→ **WHAT TO WORK ON**: Copy every line of the data in which the word "this" occurs.

[start INFORMATION GIVEN]

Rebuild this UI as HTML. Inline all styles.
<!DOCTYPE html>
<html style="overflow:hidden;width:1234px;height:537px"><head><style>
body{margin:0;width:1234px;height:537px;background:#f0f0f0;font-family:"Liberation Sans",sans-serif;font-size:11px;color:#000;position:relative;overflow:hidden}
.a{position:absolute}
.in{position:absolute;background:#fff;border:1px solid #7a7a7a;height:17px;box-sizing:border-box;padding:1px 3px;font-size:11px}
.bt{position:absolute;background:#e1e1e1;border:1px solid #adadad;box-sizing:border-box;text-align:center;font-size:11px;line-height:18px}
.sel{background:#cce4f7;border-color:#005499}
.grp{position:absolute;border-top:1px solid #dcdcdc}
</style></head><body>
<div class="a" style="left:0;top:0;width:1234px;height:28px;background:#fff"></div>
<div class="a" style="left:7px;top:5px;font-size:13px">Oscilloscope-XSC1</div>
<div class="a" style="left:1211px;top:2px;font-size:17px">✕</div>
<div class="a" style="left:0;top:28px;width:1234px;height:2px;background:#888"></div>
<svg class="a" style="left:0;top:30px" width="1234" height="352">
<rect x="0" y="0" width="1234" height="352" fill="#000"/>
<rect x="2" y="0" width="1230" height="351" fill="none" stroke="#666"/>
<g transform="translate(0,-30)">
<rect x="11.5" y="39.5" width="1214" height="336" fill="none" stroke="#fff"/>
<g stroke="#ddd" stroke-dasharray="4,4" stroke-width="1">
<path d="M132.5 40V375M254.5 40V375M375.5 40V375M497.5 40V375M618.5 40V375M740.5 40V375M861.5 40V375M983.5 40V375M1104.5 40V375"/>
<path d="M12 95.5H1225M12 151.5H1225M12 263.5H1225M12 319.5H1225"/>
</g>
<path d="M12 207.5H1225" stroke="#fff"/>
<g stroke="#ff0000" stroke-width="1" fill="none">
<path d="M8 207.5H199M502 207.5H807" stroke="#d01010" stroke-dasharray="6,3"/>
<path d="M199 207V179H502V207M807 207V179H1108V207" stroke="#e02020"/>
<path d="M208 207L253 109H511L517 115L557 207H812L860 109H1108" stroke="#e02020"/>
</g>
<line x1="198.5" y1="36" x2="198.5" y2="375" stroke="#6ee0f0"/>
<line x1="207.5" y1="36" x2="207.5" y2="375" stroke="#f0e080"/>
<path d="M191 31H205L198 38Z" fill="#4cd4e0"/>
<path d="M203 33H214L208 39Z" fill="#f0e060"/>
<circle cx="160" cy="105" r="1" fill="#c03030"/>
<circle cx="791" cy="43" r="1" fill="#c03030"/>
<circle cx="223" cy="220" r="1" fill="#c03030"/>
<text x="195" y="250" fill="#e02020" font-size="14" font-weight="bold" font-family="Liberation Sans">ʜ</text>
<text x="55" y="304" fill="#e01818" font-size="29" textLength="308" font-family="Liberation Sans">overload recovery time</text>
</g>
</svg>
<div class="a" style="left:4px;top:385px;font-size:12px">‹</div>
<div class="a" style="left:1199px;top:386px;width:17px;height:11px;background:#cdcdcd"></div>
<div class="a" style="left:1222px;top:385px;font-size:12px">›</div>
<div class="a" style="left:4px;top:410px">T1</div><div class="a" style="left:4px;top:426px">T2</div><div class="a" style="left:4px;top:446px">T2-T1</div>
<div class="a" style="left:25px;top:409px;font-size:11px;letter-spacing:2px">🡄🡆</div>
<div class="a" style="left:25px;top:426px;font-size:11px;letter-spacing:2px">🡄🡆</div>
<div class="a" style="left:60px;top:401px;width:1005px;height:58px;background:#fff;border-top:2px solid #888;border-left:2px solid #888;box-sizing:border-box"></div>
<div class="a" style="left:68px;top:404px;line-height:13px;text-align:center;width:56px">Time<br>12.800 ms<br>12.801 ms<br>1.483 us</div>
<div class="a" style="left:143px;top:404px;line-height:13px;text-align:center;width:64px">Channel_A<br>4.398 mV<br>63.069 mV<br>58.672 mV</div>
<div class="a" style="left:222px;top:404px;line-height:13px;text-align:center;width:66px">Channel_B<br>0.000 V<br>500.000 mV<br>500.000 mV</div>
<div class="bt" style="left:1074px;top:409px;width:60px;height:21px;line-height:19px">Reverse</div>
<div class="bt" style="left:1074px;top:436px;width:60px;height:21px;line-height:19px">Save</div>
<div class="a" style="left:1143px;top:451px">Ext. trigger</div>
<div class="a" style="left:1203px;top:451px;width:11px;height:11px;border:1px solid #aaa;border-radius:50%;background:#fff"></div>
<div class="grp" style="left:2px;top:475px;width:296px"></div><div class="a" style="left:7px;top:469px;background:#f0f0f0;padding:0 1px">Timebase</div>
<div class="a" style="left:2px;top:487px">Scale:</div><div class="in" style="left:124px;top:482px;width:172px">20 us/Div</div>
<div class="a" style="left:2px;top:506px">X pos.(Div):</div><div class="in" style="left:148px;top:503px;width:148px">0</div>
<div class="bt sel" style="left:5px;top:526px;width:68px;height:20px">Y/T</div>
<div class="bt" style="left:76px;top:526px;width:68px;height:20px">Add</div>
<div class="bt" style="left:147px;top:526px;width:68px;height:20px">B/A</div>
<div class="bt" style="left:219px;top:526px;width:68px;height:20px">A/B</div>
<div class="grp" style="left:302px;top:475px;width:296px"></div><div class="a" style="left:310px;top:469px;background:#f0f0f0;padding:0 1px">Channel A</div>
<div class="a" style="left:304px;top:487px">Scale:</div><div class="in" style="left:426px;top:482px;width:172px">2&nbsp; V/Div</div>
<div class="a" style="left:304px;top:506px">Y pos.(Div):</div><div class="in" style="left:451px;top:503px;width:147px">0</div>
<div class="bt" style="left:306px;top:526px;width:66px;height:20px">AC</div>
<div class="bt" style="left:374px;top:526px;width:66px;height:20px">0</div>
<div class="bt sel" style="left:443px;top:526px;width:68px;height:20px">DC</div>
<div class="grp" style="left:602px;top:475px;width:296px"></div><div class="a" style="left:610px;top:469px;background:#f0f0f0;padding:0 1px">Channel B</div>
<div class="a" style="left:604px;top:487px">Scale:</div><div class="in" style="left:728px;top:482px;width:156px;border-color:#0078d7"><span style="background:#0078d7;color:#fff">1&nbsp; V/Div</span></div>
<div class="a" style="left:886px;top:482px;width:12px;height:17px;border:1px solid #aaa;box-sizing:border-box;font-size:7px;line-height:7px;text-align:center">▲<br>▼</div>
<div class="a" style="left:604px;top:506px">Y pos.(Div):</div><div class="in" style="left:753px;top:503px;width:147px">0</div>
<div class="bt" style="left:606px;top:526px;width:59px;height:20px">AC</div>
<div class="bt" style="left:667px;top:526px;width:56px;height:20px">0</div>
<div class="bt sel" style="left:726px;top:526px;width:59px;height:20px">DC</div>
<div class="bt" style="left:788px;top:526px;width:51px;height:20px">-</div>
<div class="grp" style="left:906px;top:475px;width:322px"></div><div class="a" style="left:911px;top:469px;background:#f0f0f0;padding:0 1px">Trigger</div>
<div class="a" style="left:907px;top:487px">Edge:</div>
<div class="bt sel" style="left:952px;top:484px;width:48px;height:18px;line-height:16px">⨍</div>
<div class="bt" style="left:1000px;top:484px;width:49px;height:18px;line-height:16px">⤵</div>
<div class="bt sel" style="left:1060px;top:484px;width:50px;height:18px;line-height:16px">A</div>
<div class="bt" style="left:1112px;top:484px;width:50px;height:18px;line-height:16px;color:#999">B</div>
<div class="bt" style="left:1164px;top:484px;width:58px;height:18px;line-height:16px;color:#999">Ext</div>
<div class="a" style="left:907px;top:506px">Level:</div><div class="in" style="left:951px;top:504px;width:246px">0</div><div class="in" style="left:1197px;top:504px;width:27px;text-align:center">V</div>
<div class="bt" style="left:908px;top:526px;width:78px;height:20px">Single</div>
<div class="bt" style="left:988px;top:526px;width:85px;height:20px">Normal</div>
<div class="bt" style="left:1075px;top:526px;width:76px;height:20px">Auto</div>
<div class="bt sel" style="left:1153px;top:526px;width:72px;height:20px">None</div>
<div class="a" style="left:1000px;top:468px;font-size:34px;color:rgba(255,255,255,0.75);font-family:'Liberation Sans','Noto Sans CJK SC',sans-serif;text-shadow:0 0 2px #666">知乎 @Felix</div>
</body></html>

[end INFORMATION GIVEN]
[start INFORMATION GIVEN]

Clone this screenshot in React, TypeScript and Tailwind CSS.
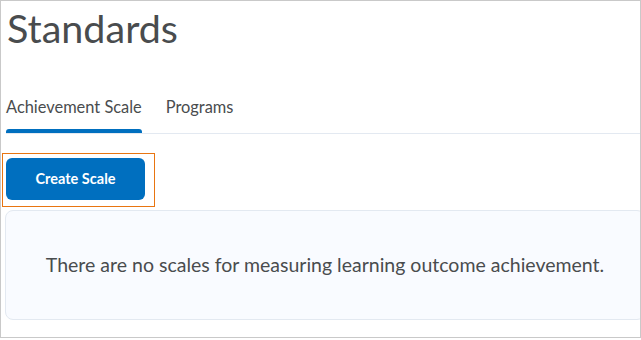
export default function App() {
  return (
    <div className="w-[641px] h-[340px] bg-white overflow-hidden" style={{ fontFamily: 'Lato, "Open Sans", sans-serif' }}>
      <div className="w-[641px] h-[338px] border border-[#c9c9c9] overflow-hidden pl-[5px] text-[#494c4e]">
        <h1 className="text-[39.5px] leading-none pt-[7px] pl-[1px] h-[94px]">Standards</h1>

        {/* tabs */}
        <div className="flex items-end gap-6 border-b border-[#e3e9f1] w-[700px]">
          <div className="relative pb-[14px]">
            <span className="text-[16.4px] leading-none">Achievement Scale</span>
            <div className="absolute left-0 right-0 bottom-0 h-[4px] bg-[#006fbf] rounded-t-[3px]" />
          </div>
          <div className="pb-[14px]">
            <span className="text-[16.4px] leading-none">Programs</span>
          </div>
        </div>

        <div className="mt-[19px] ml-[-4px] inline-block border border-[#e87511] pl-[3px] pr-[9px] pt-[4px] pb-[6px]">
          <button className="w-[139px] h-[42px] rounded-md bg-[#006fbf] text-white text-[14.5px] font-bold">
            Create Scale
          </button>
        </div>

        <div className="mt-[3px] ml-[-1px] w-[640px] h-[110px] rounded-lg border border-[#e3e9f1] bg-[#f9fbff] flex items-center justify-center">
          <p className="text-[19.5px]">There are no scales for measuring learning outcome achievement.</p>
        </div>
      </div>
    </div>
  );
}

[end INFORMATION GIVEN]
[start INFORMATION GIVEN]

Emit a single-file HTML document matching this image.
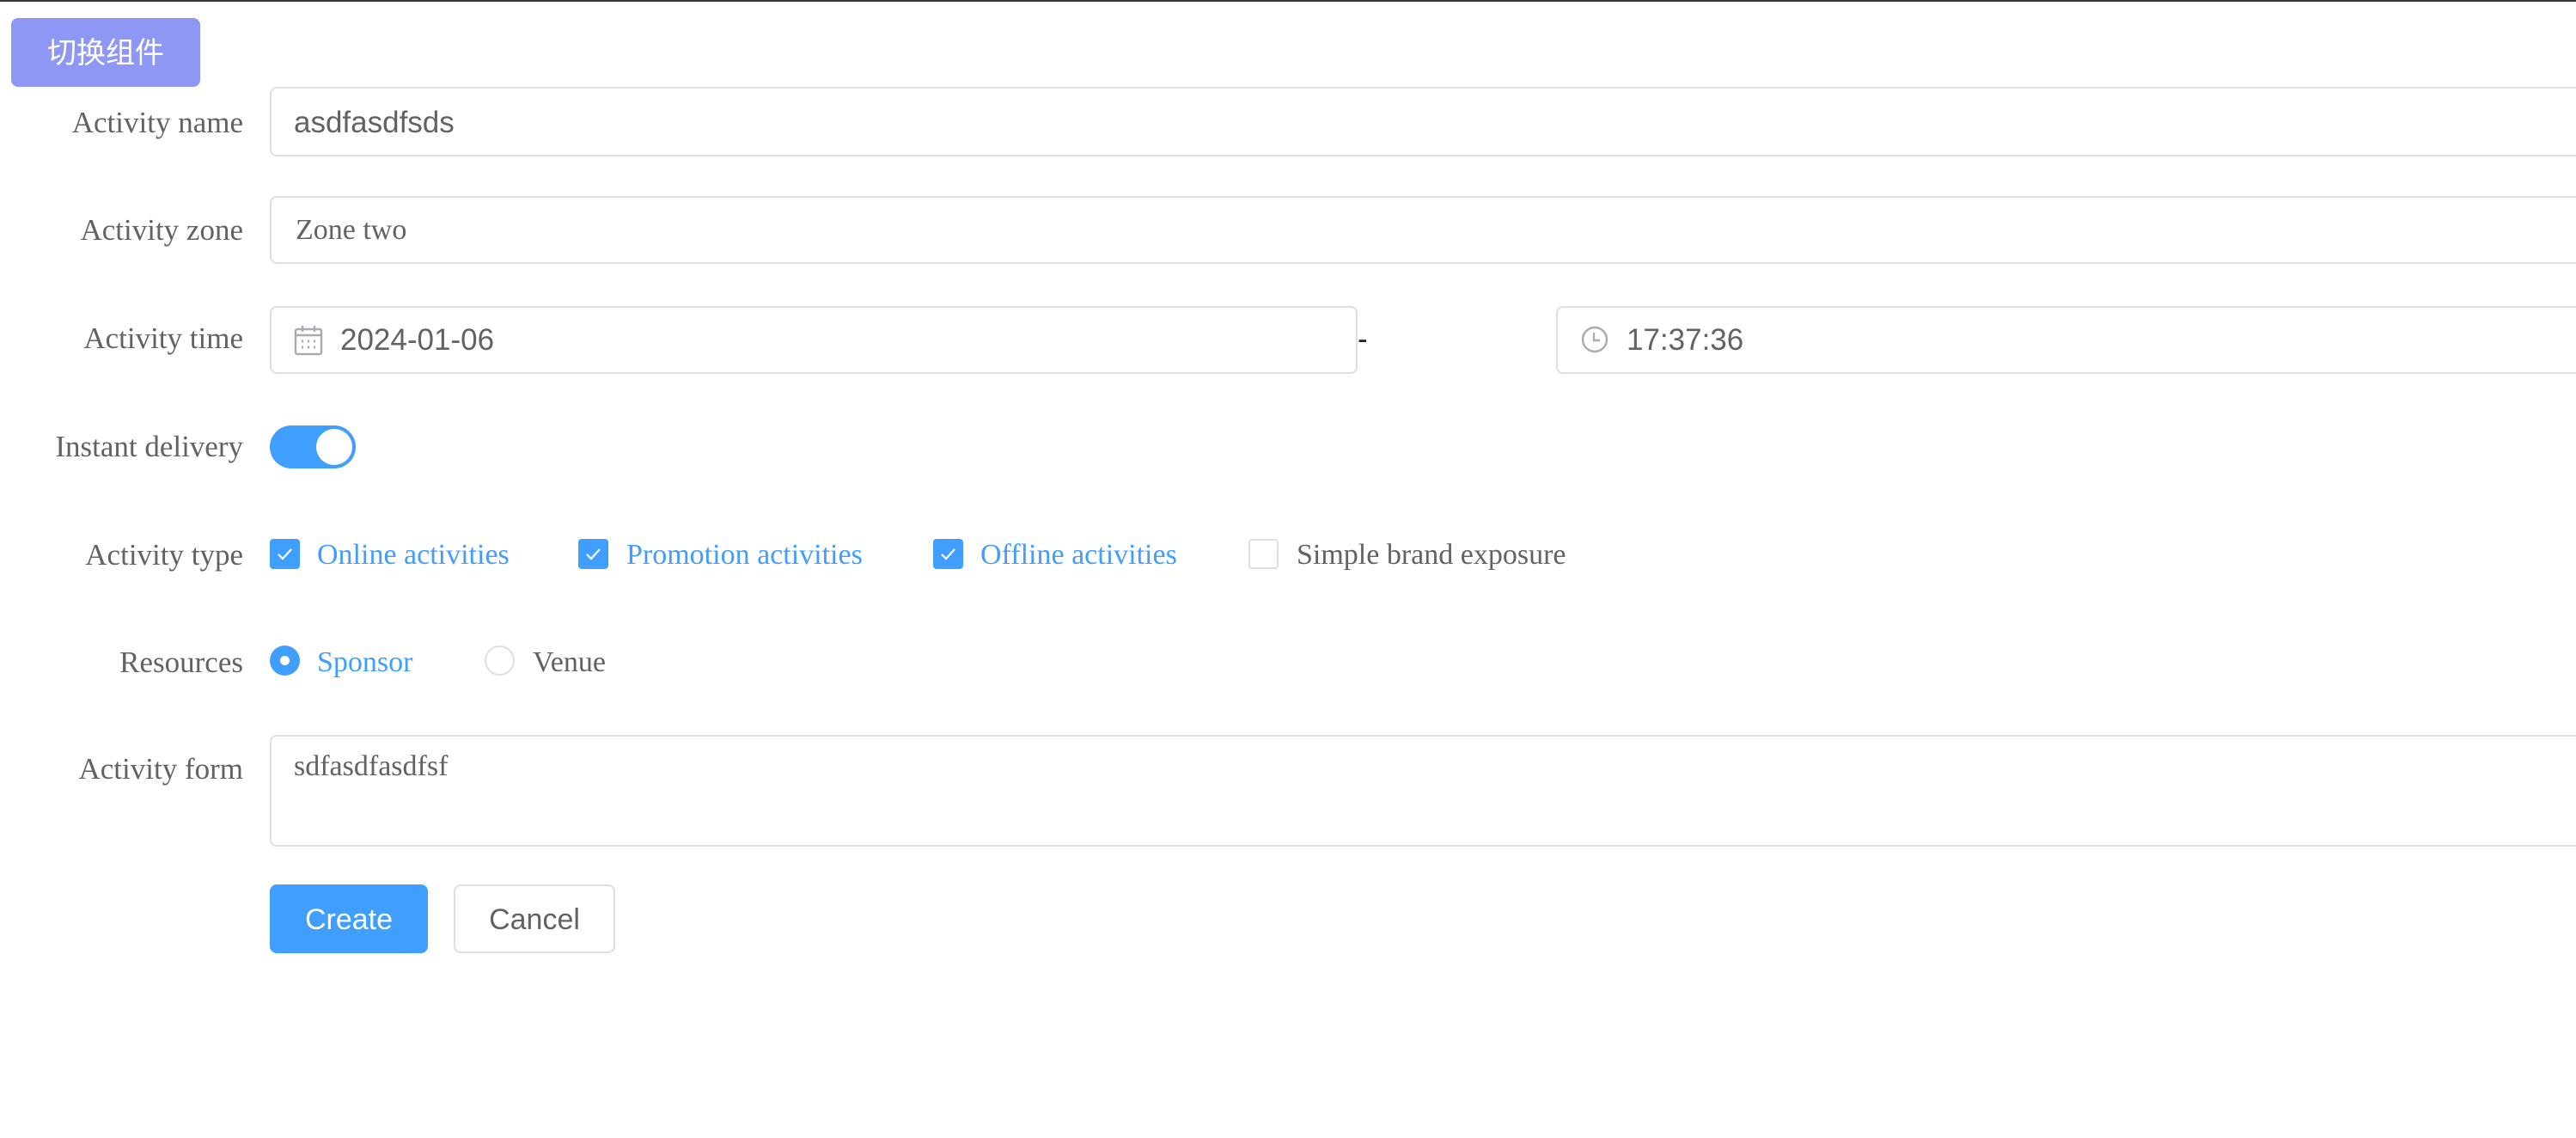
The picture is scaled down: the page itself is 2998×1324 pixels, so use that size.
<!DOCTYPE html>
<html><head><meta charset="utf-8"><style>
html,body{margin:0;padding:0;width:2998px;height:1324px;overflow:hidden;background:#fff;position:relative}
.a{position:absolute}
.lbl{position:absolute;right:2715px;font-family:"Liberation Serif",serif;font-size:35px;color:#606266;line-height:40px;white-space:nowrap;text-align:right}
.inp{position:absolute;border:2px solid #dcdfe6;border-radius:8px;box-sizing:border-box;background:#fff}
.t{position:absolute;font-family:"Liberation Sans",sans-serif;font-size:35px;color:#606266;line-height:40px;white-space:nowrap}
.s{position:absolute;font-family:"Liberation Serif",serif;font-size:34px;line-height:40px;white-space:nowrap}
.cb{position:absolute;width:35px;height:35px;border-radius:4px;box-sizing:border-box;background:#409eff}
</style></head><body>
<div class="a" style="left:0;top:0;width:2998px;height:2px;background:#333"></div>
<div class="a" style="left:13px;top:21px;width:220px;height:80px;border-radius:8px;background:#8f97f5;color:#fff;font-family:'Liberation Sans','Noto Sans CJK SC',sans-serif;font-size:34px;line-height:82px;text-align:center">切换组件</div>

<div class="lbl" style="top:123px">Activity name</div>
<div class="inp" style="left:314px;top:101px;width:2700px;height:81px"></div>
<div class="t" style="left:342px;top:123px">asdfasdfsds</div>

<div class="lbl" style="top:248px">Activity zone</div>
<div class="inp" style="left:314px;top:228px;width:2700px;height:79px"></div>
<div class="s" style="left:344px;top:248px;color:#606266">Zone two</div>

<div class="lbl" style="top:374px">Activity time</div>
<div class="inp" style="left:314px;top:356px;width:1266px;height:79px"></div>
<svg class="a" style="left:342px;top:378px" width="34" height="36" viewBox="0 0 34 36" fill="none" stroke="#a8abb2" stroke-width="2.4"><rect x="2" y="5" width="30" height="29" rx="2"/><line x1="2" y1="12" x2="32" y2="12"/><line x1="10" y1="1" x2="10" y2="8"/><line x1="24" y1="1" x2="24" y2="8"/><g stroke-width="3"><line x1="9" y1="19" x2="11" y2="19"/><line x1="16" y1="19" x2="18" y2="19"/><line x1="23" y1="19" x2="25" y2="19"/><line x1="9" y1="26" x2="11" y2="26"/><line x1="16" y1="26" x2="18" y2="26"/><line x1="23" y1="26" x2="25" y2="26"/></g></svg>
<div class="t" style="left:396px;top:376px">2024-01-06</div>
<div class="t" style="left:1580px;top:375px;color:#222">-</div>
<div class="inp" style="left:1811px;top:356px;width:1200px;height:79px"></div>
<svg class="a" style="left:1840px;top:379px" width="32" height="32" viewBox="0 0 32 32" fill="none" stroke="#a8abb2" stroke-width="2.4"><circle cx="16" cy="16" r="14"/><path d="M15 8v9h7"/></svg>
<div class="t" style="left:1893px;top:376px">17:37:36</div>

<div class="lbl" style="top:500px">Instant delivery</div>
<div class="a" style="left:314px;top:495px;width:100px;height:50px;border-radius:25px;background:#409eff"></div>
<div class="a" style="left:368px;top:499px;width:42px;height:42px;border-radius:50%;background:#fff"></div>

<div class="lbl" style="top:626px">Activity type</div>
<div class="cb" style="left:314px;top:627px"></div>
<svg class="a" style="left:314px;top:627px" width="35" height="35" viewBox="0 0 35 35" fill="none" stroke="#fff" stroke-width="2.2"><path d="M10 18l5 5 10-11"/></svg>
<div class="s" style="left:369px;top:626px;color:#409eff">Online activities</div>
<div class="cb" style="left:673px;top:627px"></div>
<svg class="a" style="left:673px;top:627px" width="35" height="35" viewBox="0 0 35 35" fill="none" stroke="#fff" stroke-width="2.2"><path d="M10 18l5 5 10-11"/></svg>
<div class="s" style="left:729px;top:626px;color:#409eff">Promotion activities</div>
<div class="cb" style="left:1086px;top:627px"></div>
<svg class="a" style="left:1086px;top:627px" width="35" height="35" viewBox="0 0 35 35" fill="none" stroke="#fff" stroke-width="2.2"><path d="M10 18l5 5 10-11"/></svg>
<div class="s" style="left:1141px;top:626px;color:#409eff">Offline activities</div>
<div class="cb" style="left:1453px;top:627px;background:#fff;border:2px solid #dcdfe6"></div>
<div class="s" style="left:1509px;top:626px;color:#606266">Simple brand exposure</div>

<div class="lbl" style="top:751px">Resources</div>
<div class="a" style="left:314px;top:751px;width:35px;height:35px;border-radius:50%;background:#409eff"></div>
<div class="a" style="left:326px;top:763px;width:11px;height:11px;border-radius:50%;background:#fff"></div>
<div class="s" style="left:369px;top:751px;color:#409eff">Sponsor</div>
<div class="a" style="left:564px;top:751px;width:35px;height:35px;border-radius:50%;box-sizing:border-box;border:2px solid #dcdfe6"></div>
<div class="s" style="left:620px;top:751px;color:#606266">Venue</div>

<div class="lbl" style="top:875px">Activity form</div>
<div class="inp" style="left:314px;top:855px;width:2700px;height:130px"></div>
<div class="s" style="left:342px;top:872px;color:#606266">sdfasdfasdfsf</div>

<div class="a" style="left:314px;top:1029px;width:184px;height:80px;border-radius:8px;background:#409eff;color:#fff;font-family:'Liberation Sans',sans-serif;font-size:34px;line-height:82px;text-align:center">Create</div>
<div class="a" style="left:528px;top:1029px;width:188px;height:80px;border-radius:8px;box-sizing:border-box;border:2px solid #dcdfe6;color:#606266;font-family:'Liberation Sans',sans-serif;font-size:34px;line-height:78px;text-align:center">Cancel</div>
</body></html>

[end INFORMATION GIVEN]

→ **COMPLETE OUTPUT**:
Rebuild this UI as HTML. Inline all styles.
Clone this screenshot in React, TypeScript and Tailwind CSS.
Emit a single-file HTML document matching this image.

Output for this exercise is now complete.